If you have a smart home charger, you’ll also end up saving a lot more money compared to if you stick to using a 3-pin plug, as home chargers are much more efficient, at roughly 1.6x faster than the cheapest home chargers available today. (RAC) Plus, you’ll be able to schedule your charging time remotely from your phone (if you have an app downloaded to your device). Furthermore, it can also save a lot of money if you schedule it to charge it off-peak hours as when less people use electricity it tends to be a lot cheaper. Our partner, RightCharge, estimates that you can save up to £200 every year if you install a home charger. Read more about how installing a home charging could benefit you here.

tesla car charger
Photo by Jenny Ueberberg on Unsplash

4. Environmental factors effect on range

As we  mentioned above, by looking after your battery you’ll get the most amount of range, but did you know that the weather and temperature can also have an effect?

Although electric car batteries have thermal management systems to help them to not overheat, even with this it’s better to help your battery by not exposing it to drastic temperature differences if you can avoid it. So, if you are selecting a place to park your car, opt for a place in the shade if possible so your batteries don’t overheat. Similarly, if you’ve just come back from a long journey, wait to charge your car for a little while so your car's battery has a chance to cool down first. 

Also, it’s normal to see a decline in range during winter, as extreme cold will typically decrease your batteries capacity, thus resulting in less range. The best way to protect your car from these environmental impacts is to park it in a garage where the climate will be less extreme.
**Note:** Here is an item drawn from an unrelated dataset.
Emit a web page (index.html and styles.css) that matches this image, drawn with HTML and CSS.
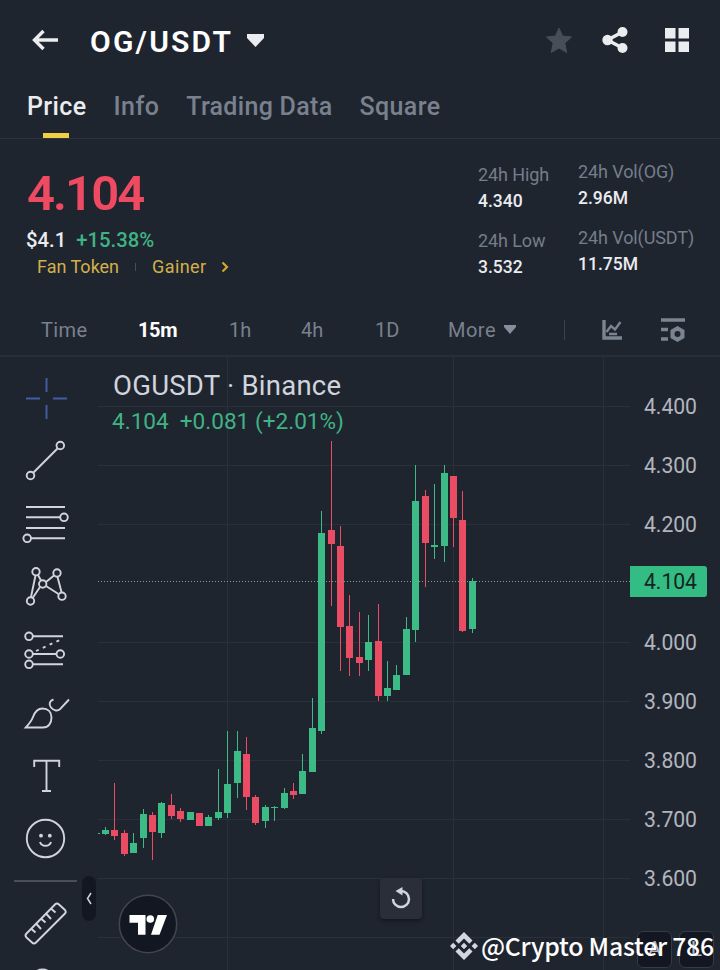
FILE: index.html
```
<!DOCTYPE html>
<html lang="en">
<head>
    <meta charset="UTF-8">
    <meta name="viewport" content="width=device-width, initial-scale=1.0">
    <title>OG/USDT</title>
    <link rel="stylesheet" href="styles.css">
</head>
<body>
    <!-- Header -->
    <header class="header">
        <svg class="back" width="28" height="22" viewBox="0 0 28 22"><path d="M12.500 2 3.500 11l9 9M4 11h23" fill="none" stroke="#eaecef" stroke-width="3.400"/></svg>
        <h1 class="pair">OG/USDT</h1>
        <svg class="caret" width="17" height="13" viewBox="0 0 17 13"><path d="M0 0h17v4L8.500 13 0 4z" fill="#eaecef"/></svg>
        <div class="header-icons">
            <svg width="28" height="28" viewBox="0 0 28 28"><path d="M14 2l3.500 8 9 1-6.700 6.200 1.900 9.300L14 22l-7.700 4.500 1.900-9.300L1.500 11l9-1z" fill="#474d59" stroke="#474d59" stroke-linejoin="round"/></svg>
            <svg class="share" width="28" height="28" viewBox="0 0 28 28"><path d="M21.500 6 6.500 14l15 8" fill="none" stroke="#eaecef" stroke-width="3.500"/><g fill="#eaecef"><circle cx="21.500" cy="6" r="5"/><circle cx="6.500" cy="14" r="5.200"/><circle cx="21.500" cy="22" r="5"/></g></svg>
            <svg width="28" height="28" viewBox="0 0 28 28"><path d="M2 2h10.500v10.500H2zM15.500 2H26v10.500H15.500zM2 15.500h10.500V26H2zM15.500 15.500H26V26H15.500z" fill="#eaecef"/></svg>
        </div>
    </header>

    <!-- Tabs -->
    <nav class="tabs">
        <span class="tab active">Price</span>
        <span class="tab info">Info</span>
        <span class="tab trading">Trading Data</span>
        <span class="tab">Square</span>
    </nav>

    <!-- Price summary -->
    <section class="summary">
        <div class="price-block">
            <div class="last-price">4.104</div>
            <div class="change"><span class="usd">$4.1</span><span class="percent">+15.38%</span></div>
            <div class="tags">
                <span class="fan">Fan Token</span>
                <i class="tag-line"></i>
                <span class="gainer">Gainer</span>
                <svg width="8" height="12" viewBox="0 0 8 12"><path d="M1.500 1.500 6 6l-4.500 4.500" fill="none" stroke="#d3a82a" stroke-width="2.200"/></svg>
            </div>
        </div>
        <div class="stats">
            <div class="stat"><span class="label">24h High</span><span class="value">4.340</span></div>
            <div class="stat"><span class="label">24h Low</span><span class="value">3.532</span></div>
        </div>
        <div class="stats vol">
            <div class="stat"><span class="label">24h Vol(OG)</span><span class="value">2.96M</span></div>
            <div class="stat"><span class="label">24h Vol(USDT)</span><span class="value">11.75M</span></div>
        </div>
    </section>

    <!-- Intervals -->
    <div class="intervals">
        <span class="time">Time</span>
        <span class="selected">15m</span>
        <span class="hour">1h</span>
        <span class="hour4">4h</span>
        <span class="day">1D</span>
        <span class="more">More</span>
        <svg class="more-caret" width="12" height="9" viewBox="0 0 12 9"><path d="M0 0h12v2L6 9 0 2z" fill="#848e9c"/></svg>
        <i class="interval-line"></i>
        <svg class="indicator" width="20" height="20" viewBox="0 0 20 20"><path d="M2 0v18h18" fill="none" stroke="#7b8491" stroke-width="3.400"/><path d="M4.500 12 9 6l4 3.500L18.500 2M7 14h8" fill="none" stroke="#7b8491" stroke-width="2.400"/></svg>
        <svg class="settings" width="26" height="26" viewBox="0 0 26 26"><path d="M1 3h24M1 12.500h7M1 22h7" stroke="#7b8491" stroke-width="3.600"/><path d="m17.500 9 7 4v8l-7 4-7-4v-8z" fill="#7b8491"/><circle cx="17.500" cy="17" r="3" fill="#1f252f"/></svg>
    </div>

    <!-- Chart -->
    <main class="chart">
        <aside class="tools">
            <svg viewBox="0 367 98 63"><path d="M46.500 378v14M46.500 405v14M26 398.500h14M53 398.500h14" stroke="#415da6"/></svg>
            <svg viewBox="0 430 98 63"><path d="m33.500 472.500 24-24"/><circle cx="60.300" cy="445.500" r="3.800"/><circle cx="30.500" cy="475.500" r="3.800"/></svg>
            <svg viewBox="0 493 98 63"><path d="M26 507h39M26 517.300h34M26 528h39M31 538.300h34"/><circle cx="64" cy="517.300" r="3.800"/><circle cx="27.200" cy="538.300" r="3.800"/></svg>
            <svg viewBox="0 556 98 63"><path d="M35.500 575.500 31 597M38 575l3 5.500M40 587l-7 10.500M46 582l8-6.500M57.500 577l4 15M46 586l12.500 8"/><circle cx="36" cy="571.700" r="3.700"/><circle cx="57" cy="573" r="3.700"/><circle cx="42.700" cy="584" r="3.700"/><circle cx="30.500" cy="601" r="3.700"/><circle cx="62" cy="596.200" r="3.700"/></svg>
            <svg viewBox="0 619 98 63"><path d="M33 636.300h30M33 654h23.500M33 664.300h30"/><path d="m36 651 26-12" stroke-dasharray="3 4.500"/><circle cx="29" cy="636.300" r="3.800"/><circle cx="29" cy="654" r="3.800"/><circle cx="60.300" cy="654" r="3.800"/><circle cx="29" cy="664.300" r="3.800"/></svg>
            <svg viewBox="0 682 98 63"><path d="M25.800 727.500H43c5.500 0 8.500-4.500 8.500-10 0-5.500-3.500-9-9-9-4.500 0-7.500 3-9.500 8.500-1.500 4-4 7-7.200 10.500zM53.500 699.500c-4 1-5 5-2.500 8 3 3.500 6.500 4 9.500 1.200l8.500-9.200"/></svg>
            <svg viewBox="0 745 98 63"><path d="M34.200 767v-6.300h25v6.300M46.500 761v30M42 791h9"/></svg>
            <svg viewBox="0 808 98 63"><circle cx="45.500" cy="838.500" r="18.700"/><path d="M40 842c1.500 5 9.500 5 11 0"/><g class="eyes"><circle cx="41" cy="835.700" r="1.900"/><circle cx="49.800" cy="835.700" r="1.900"/></g></svg>
            <svg viewBox="0 871 98 99"><path d="M14 881h63" stroke="#4a4e59"/><path d="M26.500 933.500 55 904.500q2-2 4 0l6 5.500q1.500 1.800 0 3.500L36 942.500q-2 2-4 0l-5.500-5q-2-2 0-4zM31.500 929l4 3.500M36.500 924l4.500 5M41.500 919l4 3.500M46.500 914l4.500 5M51.500 909l4 3.500"/><path d="M37 971c3-2 8-2 11 0"/></svg>
        </aside>
        <svg class="plot" width="622" height="613" viewBox="98 357 622 613">
            <g id="grid"></g>
            <g id="candles"></g>
            <path class="last-line" d="M98 581.500h532"/>
            <g id="axis"></g>
            <path d="M630 566h74q3 0 3 3v25q0 3-3 3h-74z" fill="#33bd85"/>
            <text class="axis-text last" x="644" y="589" textLength="53">4.104</text>
        </svg>

        <div class="legend">
            <div class="symbol">OGUSDT · Binance</div>
            <div class="legend-values"><span>4.104</span><span>+0.081 (+2.01%)</span></div>
        </div>
        <div class="collapse"><svg width="6" height="13" viewBox="0 0 6 13"><path d="M5 1 1.500 6.500 5 12" fill="none" stroke="#d1d4dc" stroke-width="1.500"/></svg></div>
        <svg class="tv-logo" width="60" height="60" viewBox="118 894 60 60"><circle cx="148" cy="924" r="28.700" fill="#131722" stroke="#434651" stroke-width="1.500"/><path d="M129.500 915h16v19.700H138v-12h-8.500zM157.700 915h9.300l-7.500 19.700H151z" fill="#fff"/><circle cx="150.300" cy="919" r="3.800" fill="#fff"/></svg>
        <div class="reset"><svg width="24" height="26" viewBox="0 0 24 26"><path d="M4 13a8 8 0 1 0 8-8" fill="none" stroke="#d1d4dc" stroke-width="2.500"/><path d="M13.500 1v8.500L6.500 5z" fill="#d1d4dc"/></svg></div>
        <div class="scale-button auto">A</div>
        <div class="scale-button log">L</div>
        <div class="watermark">
            <svg width="28" height="28" viewBox="0 0 28 28"><path d="M14 0l8.500 8.500-3.200 3.200L14 6.400l-5.300 5.300-3.200-3.200zM14 28l8.500-8.500-3.200-3.200-5.300 5.300-5.300-5.300-3.200 3.200zM14 10.800l3.200 3.200-3.200 3.200-3.200-3.200zM3.200 10.800 6.400 14l-3.200 3.200L0 14zM24.800 10.800 28 14l-3.200 3.200-3.200-3.200z" fill="#d4d7e2"/></svg>
            <span>@Crypto Master 786</span>
        </div>
    </main>
    <script src="chart.js"></script>
</body>
</html>
```
FILE: styles.css
```
* {
    box-sizing: border-box;
}

body {
    margin: 0;
    width: 720px;
    height: 970px;
    overflow: hidden;
    background-color: #1f252f;
    color: #eaecef;
    font-family: Roboto, sans-serif;
    white-space: nowrap;
}

svg {
    display: block;
    flex: none;
}

/* Header */
.header {
    display: flex;
    align-items: center;
    height: 80px;
    padding: 0 29px 0 31px;
}

.pair {
    width: 142px;
    margin: 2px 0 0 31px;
    font-size: 30px;
    font-weight: 600;
    letter-spacing: 2.2px;
    color: #fff;
}

.caret {
    margin-left: 15px;
}

.header-icons {
    display: flex;
    gap: 31px;
    margin-left: auto;
}

.share {
    margin: 0 3px 0 -3px;
}

/* Tabs */
.tabs {
    display: flex;
    gap: 27px;
    height: 59px;
    padding: 11px 27px 0;
    border-bottom: 1px solid #2d343e;
    font-size: 25px;
    font-weight: 500;
    line-height: 32px;
    color: #79818e;
}

.tab {
    letter-spacing: 0.4px;
}

.trading {
    letter-spacing: 0.3px;
}

.active {
    position: relative;
    color: #eaecef;
}

.active::after {
    content: "";
    position: absolute;
    left: 16px;
    top: 42px;
    width: 26px;
    height: 5px;
    background-color: #f0cf45;
}

/* Price summary */
.summary {
    display: flex;
    height: 164px;
    padding: 22px 0 0 27px;
}

.price-block {
    width: 451px;
}

.last-price {
    height: 66px;
    font-size: 49px;
    font-weight: 600;
    line-height: 66px;
    letter-spacing: -1.9px;
    color: #ee4b63;
}

.change {
    display: flex;
    gap: 10px;
    margin-left: -1px;
    font-size: 20.3px;
    font-weight: 500;
    line-height: 27px;
}

.percent {
    color: #3fb384;
}

.tags {
    display: flex;
    align-items: center;
    height: 25px;
    padding-left: 10px;
    font-size: 18px;
    color: #d3b04a;
}

.tag-line {
    width: 1px;
    height: 8px;
    margin: 0 16px;
    background-color: #474d59;
}

.gainer {
    margin-right: 14px;
    letter-spacing: 0.4px;
}

.stats {
    width: 100px;
    padding-top: 1px;
}

.vol {
    width: 130px;
    margin-top: -3px;
}

.stat {
    display: flex;
    flex-direction: column;
    height: 66px;
    font-size: 18px;
    line-height: 26px;
}

.label {
    letter-spacing: -0.1px;
    color: #757d8a;
}

.value {
    font-weight: 500;
    font-size: 17.5px;
}

/* Intervals */
.intervals {
    display: flex;
    align-items: center;
    height: 54px;
    padding-left: 41px;
    padding-top: 1px;
    border-bottom: 2px solid #282e38;
    font-size: 20px;
    color: #79818e;
}

.selected {
    font-weight: 700;
    color: #fff;
}

.time {
    width: 97px;
    letter-spacing: 0.4px;
}

.selected {
    width: 91px;
    letter-spacing: -0.4px;
}

.hour {
    width: 72px;
}

.hour4 {
    width: 74px;
}

.day {
    width: 73px;
}

.more {
    width: 56px;
    letter-spacing: 0.5px;
}

.interval-line {
    width: 1px;
    height: 20px;
    margin: 0 37px 0 48px;
    background-color: #3a414d;
}

.settings {
    margin-left: 38px;
}

/* Chart */
.chart {
    position: relative;
    display: flex;
    height: 613px;
}

.tools {
    width: 98px;
    padding-top: 10px;
    fill: none;
    stroke: #d1d4dc;
    stroke-width: 1.9;
}

.tools svg {
    width: 98px;
}

.eyes {
    fill: #d1d4dc;
    stroke: none;
}

#grid {
    stroke: #2a303a;
}

.last-line {
    stroke: #75a493;
    stroke-dasharray: 1 2;
}

.axis-text {
    font-size: 21.2px;
    fill: #b2b5be;
}

.last {
    fill: #16241f;
}

.legend {
    position: absolute;
    left: 113px;
    top: 11px;
}

.symbol {
    font-size: 27.500px;
    line-height: 35px;
    letter-spacing: 0.25px;
    color: #d1d4dc;
}

.legend-values {
    display: flex;
    gap: 11px;
    margin: -1px 0 0 -1px;
    font-size: 22.6px;
    line-height: 40px;
    color: #3fb384;
}

.collapse {
    position: absolute;
    left: 82px;
    top: 519px;
    display: flex;
    align-items: center;
    justify-content: center;
    width: 14px;
    height: 45px;
    border-radius: 7px;
    background-color: #131722;
}

.tv-logo {
    position: absolute;
    left: 118px;
    top: 537px;
}

.reset {
    position: absolute;
    left: 380px;
    top: 521px;
    display: flex;
    align-items: center;
    justify-content: center;
    width: 42px;
    height: 41px;
    border-radius: 4px;
    background-color: #2a2e39;
    box-shadow: 0 2px 4px rgba(0, 0, 0, 0.4);
}

.scale-button {
    position: absolute;
    top: 574px;
    width: 35px;
    height: 37px;
    border: 1px solid #363a45;
    border-radius: 6px;
    background-color: #131722;
    font-size: 21px;
    line-height: 35px;
    text-align: center;
    color: #b2b5be;
}

.auto {
    left: 637px;
}

.log {
    left: 679px;
}

.watermark {
    position: absolute;
    left: 450px;
    top: 571px;
    display: flex;
    align-items: center;
    gap: 3px;
    height: 36px;
    font-family: "Noto Sans CJK SC", sans-serif;
    font-size: 24.8px;
    font-weight: 500;
    line-height: 36px;
    letter-spacing: -0.25px;
    color: #fff;
}

.watermark span {
    margin-top: -3px;
}
```
FILE: chart.js
```
const UP = '#3dbb87';
const DOWN = '#ea4c63';

// left edge, wick top, body top, body bottom, wick bottom, colour
const candles = [
    [102, 827, 830, 834, 835, UP],
    [111, 783, 830, 836, 840, DOWN],
    [121, 830, 833, 854, 856, DOWN],
    [130, 833, 843, 853, 853, UP],
    [140, 809, 814, 838, 848, UP],
    [149, 812, 815, 832, 860, DOWN],
    [158, 802, 803, 833, 838, UP],
    [168, 794, 805, 816, 819, DOWN],
    [177, 808, 811, 819, 822, DOWN],
    [187, 812, 812, 820, 820, UP],
    [196, 813, 813, 826, 826, DOWN],
    [205, 815, 817, 826, 826, UP],
    [215, 769, 812, 818, 820, UP],
    [224, 731, 784, 813, 818, UP],
    [234, 731, 751, 783, 798, UP],
    [243, 737, 754, 797, 810, DOWN],
    [252, 795, 797, 823, 825, DOWN],
    [262, 805, 807, 821, 828, UP],
    [271, 806, 807, 808, 821, UP],
    [281, 788, 793, 808, 809, UP],
    [290, 783, 791, 795, 799, DOWN],
    [299, 754, 771, 794, 794, UP],
    [309, 698, 728, 772, 772, UP],
    [318, 511, 533, 731, 734, UP],
    [328, 441, 530, 544, 606, DOWN],
    [337, 526, 546, 627, 671, DOWN],
    [346, 595, 626, 658, 676, DOWN],
    [356, 612, 657, 663, 676, DOWN],
    [365, 615, 642, 660, 671, UP],
    [375, 604, 641, 696, 701, DOWN],
    [384, 661, 688, 696, 701, UP],
    [393, 665, 675, 690, 690, UP],
    [403, 617, 629, 675, 675, UP],
    [412, 465, 501, 630, 642, UP],
    [422, 490, 496, 543, 587, DOWN],
    [431, 484, 545, 547, 559, UP],
    [441, 465, 473, 546, 562, UP],
    [450, 476, 476, 518, 547, DOWN],
    [459, 491, 520, 631, 632, DOWN],
    [469, 578, 581, 629, 633, UP]
];

const labels = [
    ['4.400', 406], ['4.300', 465], ['4.200', 524], ['4.000', 642],
    ['3.900', 701], ['3.800', 760], ['3.700', 819], ['3.600', 878], ['', 937]
];

let grid = '';
let axis = '';
labels.forEach(([text, y]) => {
    grid += `<path d="M98 ${y + 0.5}h532"/>`;
    if (text) {
        axis += `<text class="axis-text" x="644" y="${y + 8}" textLength="53">${text}</text>`;
    }
});
[227, 453, 603].forEach(x => {
    grid += `<path d="M${x + 0.5} 357v613"/>`;
});

let bars = `<rect x="98" y="833" width="2" height="1" fill="${UP}"/>`;
candles.forEach(([x, high, top, bottom, low, color]) => {
    bars += `<rect x="${x + 3}" y="${high}" width="1" height="${low - high}" fill="${color}"/>`;
    bars += `<rect x="${x}" y="${top}" width="7" height="${bottom - top}" fill="${color}"/>`;
});

document.getElementById('grid').innerHTML = grid;
document.getElementById('axis').innerHTML = axis;
document.getElementById('candles').innerHTML = bars;
```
Additionally, if it’s particularly hot or cold outside, using your climate control settings will use up more battery, especially when you’re running your air conditioning, so keep that in mind if you’re wanting to get the maximum range from your car.

porsche taycan interior
Photo by dcbel on Unsplash

5. Acceleration and battery charge

One of the most fun parts of driving an electric car is the fast acceleration, but it actually uses a fair amount of energy and in turn drains your battery faster, compared to accelerating gently.  Also, it’s good to keep in mind that the faster you drive the more energy you use, so if you’re trying to conserve battery, keep an eye on that speedometer!

6. Wheel size and tyre pressure

An often-overlooked aspect that can have an impact on your range is tyre pressure, which can affect the range of your EV. If you don’t have good tyre pressure your rolling resistance will increase and in turn diminish your range, as more energy is required to move your electric car. Additionally, if you opt to have large alloy wheels this will also increase rolling resistance so keep this in mind if you want maximum range.

black tesla
Photo by Aditya Chinchure on Unsplash

7. Get accustomed to the range of you EV

When you first pick your dream EV you’ll have a rough idea of the range by the Worldwide Harmonised Light Vehicle Test Procedure (WLTP) rating. However, to get a more realistic view of what your real-world range will look like, we recommend the EV Database which is a great resource and has some more realistic figures of what your day-to-day range may look like. 

This may seem like an obvious tip but getting to know your EV’s range by testing out the range will be your best indicator of how far your range will go. 

One useful tip that could help you minimise range reduction, is that similar to wheels and tyres, how much extra cargo you keep in the car will also increase the rolling resistance, so for maximum efficiency, it’s best to not transport unnecessarily heavy items with you if you don’t need them. For more tips on maximising range, check out tip 5,6 and 7. 

8. Plan your route ahead of time

Following on from the first tip, it could be beneficial to utilise a journey planning app beforehand so that when you’re out on the road you’ll have a better idea of where and when you can charge your vehicle ahead of time. This way, you can just enjoy the drive without experiencing range anxiety

Although there are roughly 42,000 charging points at 15,500 locations across the UK, as a new EV driver it may help to ease your mind to plan longer journeys. (EDF Energy) Some great apps to download to assist in journey planning are Zap-Map, WattsUp, Plugshare and even Google Maps, read more about them here.

Tesla interior
Photo by Malte Helmhold on Unsplash

9. Have fun!

Finally, it may seem like a silly tip, but have some fun! Exploring the functions of your new EV and getting to know it before setting off on the open road may come in handy, both for practical and entertainment purposes. 

Perhaps you’ve just got a new Mercedes EQS, why not try out the massage function on the seats? Or have some fun with your kids in a Tesla model 3 with a couple of rounds of “caraoke” or surprise them with the whoopie cushion. No matter what car you choose, have some fun exploring all the new features so you can make your daily commute or long journeys more enjoyable.